YOUR TASK:
Copy all lines holding the word "index" from the entries.

** Start **

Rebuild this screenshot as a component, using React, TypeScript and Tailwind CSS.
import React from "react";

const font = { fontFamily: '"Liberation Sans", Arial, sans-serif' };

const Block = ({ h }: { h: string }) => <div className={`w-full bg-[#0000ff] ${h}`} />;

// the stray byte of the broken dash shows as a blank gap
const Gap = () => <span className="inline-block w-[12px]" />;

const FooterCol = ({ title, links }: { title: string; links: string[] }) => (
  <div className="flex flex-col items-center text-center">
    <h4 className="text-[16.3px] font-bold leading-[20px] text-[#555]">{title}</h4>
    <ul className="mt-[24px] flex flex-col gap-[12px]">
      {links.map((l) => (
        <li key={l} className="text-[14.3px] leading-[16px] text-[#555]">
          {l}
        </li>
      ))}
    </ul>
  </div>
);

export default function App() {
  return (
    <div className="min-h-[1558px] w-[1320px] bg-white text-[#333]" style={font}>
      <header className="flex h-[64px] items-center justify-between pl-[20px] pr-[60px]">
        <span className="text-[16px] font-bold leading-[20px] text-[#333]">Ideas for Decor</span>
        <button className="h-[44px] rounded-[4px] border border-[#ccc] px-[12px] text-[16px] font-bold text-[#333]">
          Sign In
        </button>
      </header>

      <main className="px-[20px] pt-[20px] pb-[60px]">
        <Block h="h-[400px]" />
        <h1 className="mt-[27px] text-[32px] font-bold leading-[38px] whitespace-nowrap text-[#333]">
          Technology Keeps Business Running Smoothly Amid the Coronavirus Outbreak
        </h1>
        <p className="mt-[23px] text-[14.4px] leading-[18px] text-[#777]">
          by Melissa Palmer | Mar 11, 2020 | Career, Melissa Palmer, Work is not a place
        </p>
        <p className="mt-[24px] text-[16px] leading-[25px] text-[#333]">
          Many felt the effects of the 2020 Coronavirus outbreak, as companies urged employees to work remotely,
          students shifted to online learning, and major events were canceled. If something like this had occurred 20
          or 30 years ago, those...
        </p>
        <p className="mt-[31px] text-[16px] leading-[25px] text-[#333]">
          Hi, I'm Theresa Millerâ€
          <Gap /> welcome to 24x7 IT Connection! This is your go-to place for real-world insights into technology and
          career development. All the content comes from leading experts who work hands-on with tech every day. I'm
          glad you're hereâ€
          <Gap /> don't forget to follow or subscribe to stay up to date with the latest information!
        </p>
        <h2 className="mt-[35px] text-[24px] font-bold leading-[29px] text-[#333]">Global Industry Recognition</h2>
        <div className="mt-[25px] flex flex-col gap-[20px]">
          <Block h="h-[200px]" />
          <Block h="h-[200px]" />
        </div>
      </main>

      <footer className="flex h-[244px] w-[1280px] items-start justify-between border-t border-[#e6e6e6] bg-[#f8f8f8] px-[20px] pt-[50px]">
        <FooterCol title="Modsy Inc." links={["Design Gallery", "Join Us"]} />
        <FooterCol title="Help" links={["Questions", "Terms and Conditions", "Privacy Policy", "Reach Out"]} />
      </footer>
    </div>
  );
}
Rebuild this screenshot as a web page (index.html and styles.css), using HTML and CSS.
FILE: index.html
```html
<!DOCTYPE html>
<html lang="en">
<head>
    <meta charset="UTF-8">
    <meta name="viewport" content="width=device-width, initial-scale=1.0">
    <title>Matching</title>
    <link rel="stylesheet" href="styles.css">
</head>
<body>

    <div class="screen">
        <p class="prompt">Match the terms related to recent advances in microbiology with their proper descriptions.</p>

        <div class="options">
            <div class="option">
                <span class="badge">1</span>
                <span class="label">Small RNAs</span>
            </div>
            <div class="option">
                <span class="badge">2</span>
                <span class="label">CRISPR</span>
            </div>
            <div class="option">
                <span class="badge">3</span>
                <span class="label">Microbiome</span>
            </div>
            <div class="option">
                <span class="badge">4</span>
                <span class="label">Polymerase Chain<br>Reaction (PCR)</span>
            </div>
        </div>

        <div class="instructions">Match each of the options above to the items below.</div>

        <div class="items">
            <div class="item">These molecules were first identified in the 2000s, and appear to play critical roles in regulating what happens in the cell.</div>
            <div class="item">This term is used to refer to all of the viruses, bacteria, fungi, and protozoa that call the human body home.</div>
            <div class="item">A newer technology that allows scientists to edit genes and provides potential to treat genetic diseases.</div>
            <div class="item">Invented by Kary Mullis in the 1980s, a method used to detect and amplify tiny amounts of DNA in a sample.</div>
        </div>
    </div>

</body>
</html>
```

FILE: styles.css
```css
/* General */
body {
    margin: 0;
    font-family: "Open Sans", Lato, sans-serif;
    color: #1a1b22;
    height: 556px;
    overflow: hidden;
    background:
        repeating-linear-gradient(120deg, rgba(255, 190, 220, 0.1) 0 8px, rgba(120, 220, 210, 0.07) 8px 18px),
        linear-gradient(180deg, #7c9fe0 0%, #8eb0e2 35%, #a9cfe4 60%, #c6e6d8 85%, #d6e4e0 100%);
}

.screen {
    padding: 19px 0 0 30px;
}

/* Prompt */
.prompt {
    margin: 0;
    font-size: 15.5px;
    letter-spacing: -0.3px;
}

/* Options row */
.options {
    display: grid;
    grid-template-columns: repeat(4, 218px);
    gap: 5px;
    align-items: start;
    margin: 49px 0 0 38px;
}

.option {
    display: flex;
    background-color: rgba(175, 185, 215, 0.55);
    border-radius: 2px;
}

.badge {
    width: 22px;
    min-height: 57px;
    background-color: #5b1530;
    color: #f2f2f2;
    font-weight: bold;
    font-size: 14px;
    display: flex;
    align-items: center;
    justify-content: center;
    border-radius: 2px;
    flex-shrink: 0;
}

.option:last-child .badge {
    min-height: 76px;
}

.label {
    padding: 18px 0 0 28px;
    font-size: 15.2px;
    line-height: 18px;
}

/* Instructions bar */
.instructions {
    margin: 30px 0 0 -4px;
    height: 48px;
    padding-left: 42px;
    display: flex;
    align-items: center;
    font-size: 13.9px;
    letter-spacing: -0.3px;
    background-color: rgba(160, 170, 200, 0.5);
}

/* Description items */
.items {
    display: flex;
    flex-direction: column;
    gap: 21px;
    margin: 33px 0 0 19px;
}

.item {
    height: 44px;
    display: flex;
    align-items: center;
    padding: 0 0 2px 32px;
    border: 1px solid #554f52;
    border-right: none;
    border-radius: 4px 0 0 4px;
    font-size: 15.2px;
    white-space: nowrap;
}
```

** End **

ANSWER FOR THE TASK:
Rebuild this screenshot as a web page (index.html and styles.css), using HTML and CSS.
FILE: index.html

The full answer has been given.